Embalmata Alexan. ca. de medicinis ad frigidum stomachum, item de reumatismo ventris sunt intinctiones seu salsamenta in quibus morselli intinguntur.
Embasmata AC | Embalmata B e
iunctiones A | intinctiones B e | inunctiones C
According to Alexander, chapter on medicines for a cold stomach, also on flux from the belly, embalmata are dips or sauces in which bits of food are dipped.
This entry appears to refer to two separate chapters in works attributed to Alexander of Tralles, most likely the Therapeutics. Only one can be identified, the chapter on medicines for a cold stomach, 7, 8, ed. Puschmann (1878-9: II.305). One of its subheadings reads: πρὸς κατεψυγμένον στόμαχον ἔμβαμμα - embamma for a cold stomach. The apparatus of Puschmann's edition does not list any variant readings in this heading.
The word ἔμβαμμα /embamma/ means "soup, sauce". According to LSJ, it is fairly well attested; it is also listed in Kyriakidou's modern Greek dictionary.
Embamma is derived from ἐμβάπτειν /embaptein/ "to dip".
Apparently, Simon was working with a (Latin or Greek) copy of Alexander's Therapeutics that contained a corrupt or ambiguous reading.
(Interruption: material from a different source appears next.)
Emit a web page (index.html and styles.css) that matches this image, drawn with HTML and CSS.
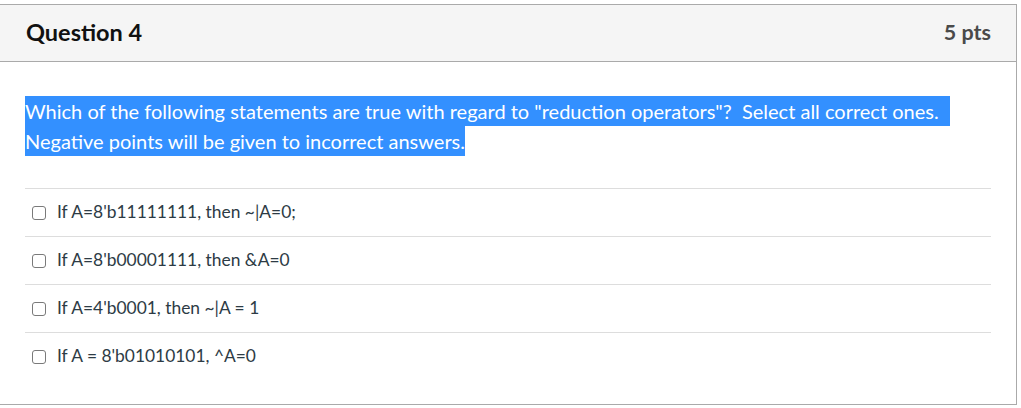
FILE: index.html
```html
<!DOCTYPE html>
<html>
<head>
<meta charset="utf-8">
<link rel="stylesheet" href="styles.css">
</head>
<body>
<div class="question">
  <div class="header">
    <h2 class="name">Question 4</h2>
    <span class="pts">5 pts</span>
  </div>
  <div class="content">
    <p class="qtext"><span class="sel sel1">Which of the following statements are true with regard to "reduction operators"?&nbsp; Select all correct ones.</span><br><span class="sel">Negative points will be given to incorrect answers.</span></p>
    <div class="answers">
      <label class="answer"><input type="checkbox" class="cb"><span class="atext">If A=8'b11111111, then ~|A=0;</span></label>
      <label class="answer"><input type="checkbox" class="cb"><span class="atext">If A=8'b00001111, then &amp;A=0</span></label>
      <label class="answer"><input type="checkbox" class="cb"><span class="atext">If A=4'b0001, then ~|A = 1</span></label>
      <label class="answer"><input type="checkbox" class="cb"><span class="atext">If A = 8'b01010101, ^A=0</span></label>
    </div>
  </div>
</div>
</body>
</html>
```
FILE: styles.css
```css
html, body {
  margin: 0;
  padding: 0;
  background: #fff;
}
body {
  font-family: Lato, "Open Sans", sans-serif;
  color: #2d3b45;
}
.question {
  margin: 4px 4px 0 -1px;
  border: 1px solid #aaaaaa;
  height: 401px;
  box-sizing: border-box;
}
.header {
  display: flex;
  align-items: center;
  justify-content: space-between;
  padding: 0 25px 2px 26px;
  box-sizing: border-box;
  height: 57px;
  background: #f5f5f5;
  border-bottom: 1px solid #aaaaaa;
}
.name {
  margin: 0;
  font-size: 23.5px;
  font-weight: 700;
  color: #111;
}
.pts {
  font-size: 21.5px;
  font-weight: 700;
  color: #4a4a4a;
}
.content {
  padding: 34px 25px 0 25px;
}
.qtext {
  margin: 0 0 32px 0;
  font-size: 20px;
  line-height: 30px;
  color: #fff;
}
.sel {
  display: inline-block;
  background: #3390ff;
  line-height: 30px;
}
.sel1 {
  padding-right: 11px;
}
.answer {
  display: flex;
  align-items: center;
  height: 48px;
  border-top: 1px solid #dddddd;
  box-sizing: border-box;
  padding-left: 7px;
  font-size: 17.4px;
  color: #2d3b45;
}
.atext {
  padding-bottom: 3px;
}
.cb {
  -webkit-appearance: none;
  appearance: none;
  margin: 0 11px 0 0;
  width: 14px;
  height: 14px;
  box-sizing: border-box;
  border: 1.5px solid #7a7a7a;
  border-radius: 3px;
  background: #fff;
}
```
Most likely, the error was caused by a Greek manuscript: in Greek minuscule, the letters μ and λ ('m' and 'l') look very similar and can easily be confused; in majuscule, Μ looks like a double Λ.
An unknown scribe or translator mistook a 'm' for an 'l', erroneously assuming the word was in fact derived from ἐμβάλλειν /emballein/ "to put inside". The variant embasmata that can be found in A and C of the Simon transmission, was most likely combination of the letter 'l' being mistaken for a "long 's'", and an analogy to the following entry, Embasma.
Of all the extant manuscripts transmitting the Therapeutics, only one predates the clavis, the Par. gr. suppl. 1297 (10th century). It contains large parts of the seventh book, but not the recipe Simon refers to.
For the transmission of the Therapeutics see, Zipser (2005: 211-34).